All of the material should be reproduced exactly, with pictures left out.
——————
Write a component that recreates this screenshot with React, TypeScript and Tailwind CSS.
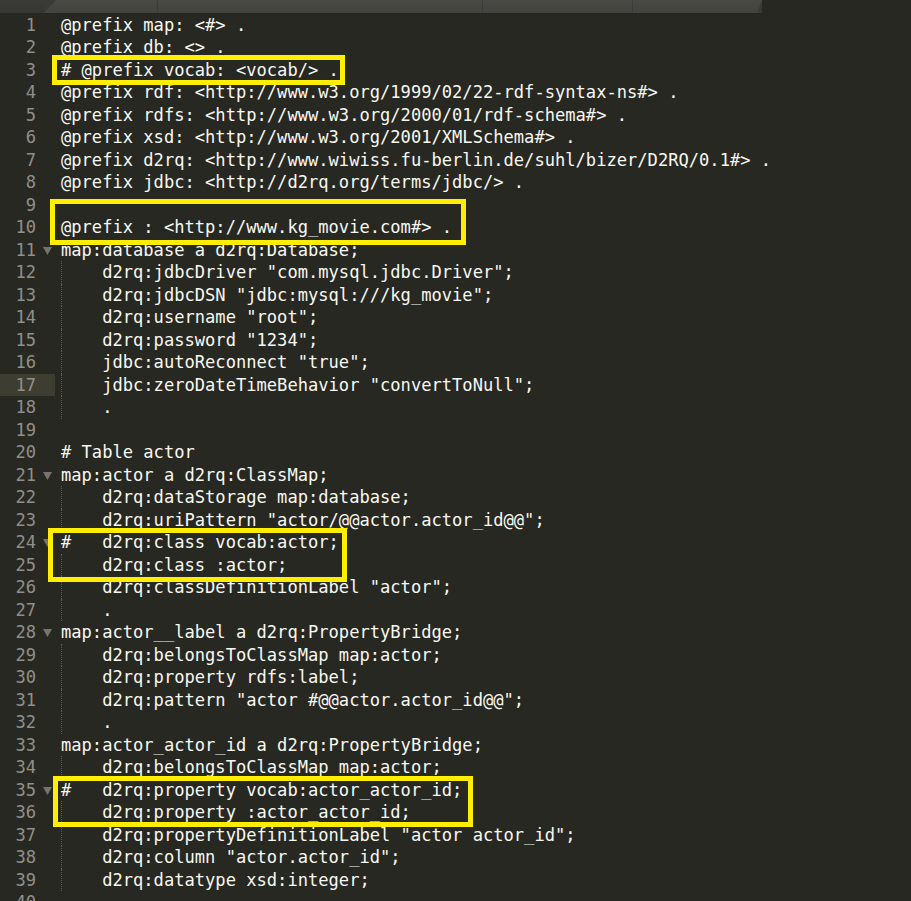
import React from "react";

const lines: string[] = [
  "@prefix map: <#> .",
  "@prefix db: <> .",
  "# @prefix vocab: <vocab/> .",
  "@prefix rdf: <http://www.w3.org/1999/02/22-rdf-syntax-ns#> .",
  "@prefix rdfs: <http://www.w3.org/2000/01/rdf-schema#> .",
  "@prefix xsd: <http://www.w3.org/2001/XMLSchema#> .",
  "@prefix d2rq: <http://www.wiwiss.fu-berlin.de/suhl/bizer/D2RQ/0.1#> .",
  "@prefix jdbc: <http://d2rq.org/terms/jdbc/> .",
  "",
  "@prefix : <http://www.kg_movie.com#> .",
  "map:database a d2rq:Database;",
  '    d2rq:jdbcDriver "com.mysql.jdbc.Driver";',
  '    d2rq:jdbcDSN "jdbc:mysql:///kg_movie";',
  '    d2rq:username "root";',
  '    d2rq:password "1234";',
  '    jdbc:autoReconnect "true";',
  '    jdbc:zeroDateTimeBehavior "convertToNull";',
  "    .",
  "",
  "# Table actor",
  "map:actor a d2rq:ClassMap;",
  "    d2rq:dataStorage map:database;",
  '    d2rq:uriPattern "actor/@@actor.actor_id@@";',
  "#   d2rq:class vocab:actor;",
  "    d2rq:class :actor;",
  '    d2rq:classDefinitionLabel "actor";',
  "    .",
  "map:actor__label a d2rq:PropertyBridge;",
  "    d2rq:belongsToClassMap map:actor;",
  "    d2rq:property rdfs:label;",
  '    d2rq:pattern "actor #@@actor.actor_id@@";',
  "    .",
  "map:actor_actor_id a d2rq:PropertyBridge;",
  "    d2rq:belongsToClassMap map:actor;",
  "#   d2rq:property vocab:actor_actor_id;",
  "    d2rq:property :actor_actor_id;",
  '    d2rq:propertyDefinitionLabel "actor actor_id";',
  '    d2rq:column "actor.actor_id";',
  "    d2rq:datatype xsd:integer;",
  "",
];

const folds = new Set([11, 21, 24, 28, 35]);

function FoldArrow() {
  return (
    <svg width="9" height="9" viewBox="0 0 9 9" className="block">
      <path d="M0 1 L9 1 L4.5 9 Z" fill="#75756f" />
    </svg>
  );
}

function TabBar() {
  return (
    <div className="flex h-[13px] bg-[#3a3a36] overflow-hidden">
      <div className="w-[44px] shrink-0 bg-[linear-gradient(to_bottom,#3b3b37,#363632)]" />
      <div className="w-[718px] shrink-0 flex bg-[linear-gradient(to_bottom,#4a4a45,#42423e)] [clip-path:polygon(12px_0,100%_0,calc(100%-5px)_100%,0_100%)]">
        <div className="w-[113px] shrink-0" />
        <div className="w-[325px] shrink-0 border-l border-[#3c3c38]" />
        <div className="w-[150px] shrink-0 border-l border-[#3c3c38]" />
        <div className="flex-1 border-l border-[#3c3c38]" />
      </div>
      <div className="flex-1 bg-[#272822]" />
    </div>
  );
}

export default function App() {
  return (
    <div className="relative w-[911px] h-[901px] overflow-hidden bg-[#272822] font-['DejaVu_Sans_Mono','Liberation_Mono',monospace] text-[17.1px]">
      <TabBar />
      <div className="pt-[0.8px]">
        {lines.map((text, i) => {
          const n = i + 1;
          const hl = n === 17;
          const indented = text.startsWith("    ");
          return (
            <div key={n} className="flex h-[22.5px] leading-[22.5px]">
              <div className={`w-[55px] shrink-0 flex ${hl ? "bg-[#3e3d32]" : ""}`}>
                <span className="w-[36px] text-right text-[#90908a]">{n}</span>
                <span className="w-[19px] flex items-center pl-[7px]">
                  {folds.has(n) ? <FoldArrow /> : null}
                </span>
              </div>
              <div className="relative pl-[6px] whitespace-pre text-[#f8f8f2]">
                {indented ? (
                  <span className="absolute left-[6px] top-0 bottom-0 border-l border-dotted border-[#5c5c56]" />
                ) : null}
                {text}
              </div>
            </div>
          );
        })}
      </div>
      <div className="absolute left-[52px] top-[55px] w-[293px] h-[30px] border-[5px] border-[#ffee00]" />
      <div className="absolute left-[50px] top-[199px] w-[416px] h-[46px] border-[5px] border-[#ffee00]" />
      <div className="absolute left-[48px] top-[528px] w-[299px] h-[54px] border-[5px] border-[#ffee00]" />
      <div className="absolute left-[53px] top-[776px] w-[420px] h-[51px] border-[5px] border-[#ffee00]" />
    </div>
  );
}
——————
Answer to this exercise
Write a component that recreates this screenshot with React, TypeScript and Tailwind CSS.
import React from "react";

const lines: string[] = [
  "@prefix map: <#> .",
  "@prefix db: <> .",
  "# @prefix vocab: <vocab/> .",
  "@prefix rdf: <http://www.w3.org/1999/02/22-rdf-syntax-ns#> .",
  "@prefix rdfs: <http://www.w3.org/2000/01/rdf-schema#> .",
  "@prefix xsd: <http://www.w3.org/2001/XMLSchema#> .",
  "@prefix d2rq: <http://www.wiwiss.fu-berlin.de/suhl/bizer/D2RQ/0.1#> .",
  "@prefix jdbc: <http://d2rq.org/terms/jdbc/> .",
  "",
  "@prefix : <http://www.kg_movie.com#> .",
  "map:database a d2rq:Database;",
  '    d2rq:jdbcDriver "com.mysql.jdbc.Driver";',
  '    d2rq:jdbcDSN "jdbc:mysql:///kg_movie";',
  '    d2rq:username "root";',
  '    d2rq:password "1234";',
  '    jdbc:autoReconnect "true";',
  '    jdbc:zeroDateTimeBehavior "convertToNull";',
  "    .",
  "",
  "# Table actor",
  "map:actor a d2rq:ClassMap;",
  "    d2rq:dataStorage map:database;",
  '    d2rq:uriPattern "actor/@@actor.actor_id@@";',
  "#   d2rq:class vocab:actor;",
  "    d2rq:class :actor;",
  '    d2rq:classDefinitionLabel "actor";',
  "    .",
  "map:actor__label a d2rq:PropertyBridge;",
  "    d2rq:belongsToClassMap map:actor;",
  "    d2rq:property rdfs:label;",
  '    d2rq:pattern "actor #@@actor.actor_id@@";',
  "    .",
  "map:actor_actor_id a d2rq:PropertyBridge;",
  "    d2rq:belongsToClassMap map:actor;",
  "#   d2rq:property vocab:actor_actor_id;",
  "    d2rq:property :actor_actor_id;",
  '    d2rq:propertyDefinitionLabel "actor actor_id";',
  '    d2rq:column "actor.actor_id";',
  "    d2rq:datatype xsd:integer;",
  "",
];

const folds = new Set([11, 21, 24, 28, 35]);

function FoldArrow() {
  return (
    <svg width="9" height="9" viewBox="0 0 9 9" className="block">
      <path d="M0 1 L9 1 L4.5 9 Z" fill="#75756f" />
    </svg>
  );
}

function TabBar() {
  return (
    <div className="flex h-[13px] bg-[#3a3a36] overflow-hidden">
      <div className="w-[44px] shrink-0 bg-[linear-gradient(to_bottom,#3b3b37,#363632)]" />
      <div className="w-[718px] shrink-0 flex bg-[linear-gradient(to_bottom,#4a4a45,#42423e)] [clip-path:polygon(12px_0,100%_0,calc(100%-5px)_100%,0_100%)]">
        <div className="w-[113px] shrink-0" />
        <div className="w-[325px] shrink-0 border-l border-[#3c3c38]" />
        <div className="w-[150px] shrink-0 border-l border-[#3c3c38]" />
        <div className="flex-1 border-l border-[#3c3c38]" />
      </div>
      <div className="flex-1 bg-[#272822]" />
    </div>
  );
}

export default function App() {
  return (
    <div className="relative w-[911px] h-[901px] overflow-hidden bg-[#272822] font-['DejaVu_Sans_Mono','Liberation_Mono',monospace] text-[17.1px]">
      <TabBar />
      <div className="pt-[0.8px]">
        {lines.map((text, i) => {
          const n = i + 1;
          const hl = n === 17;
          const indented = text.startsWith("    ");
          return (
            <div key={n} className="flex h-[22.5px] leading-[22.5px]">
              <div className={`w-[55px] shrink-0 flex ${hl ? "bg-[#3e3d32]" : ""}`}>
                <span className="w-[36px] text-right text-[#90908a]">{n}</span>
                <span className="w-[19px] flex items-center pl-[7px]">
                  {folds.has(n) ? <FoldArrow /> : null}
                </span>
              </div>
              <div className="relative pl-[6px] whitespace-pre text-[#f8f8f2]">
                {indented ? (
                  <span className="absolute left-[6px] top-0 bottom-0 border-l border-dotted border-[#5c5c56]" />
                ) : null}
                {text}
              </div>
            </div>
          );
        })}
      </div>
      <div className="absolute left-[52px] top-[55px] w-[293px] h-[30px] border-[5px] border-[#ffee00]" />
      <div className="absolute left-[50px] top-[199px] w-[416px] h-[46px] border-[5px] border-[#ffee00]" />
      <div className="absolute left-[48px] top-[528px] w-[299px] h-[54px] border-[5px] border-[#ffee00]" />
      <div className="absolute left-[53px] top-[776px] w-[420px] h-[51px] border-[5px] border-[#ffee00]" />
    </div>
  );
}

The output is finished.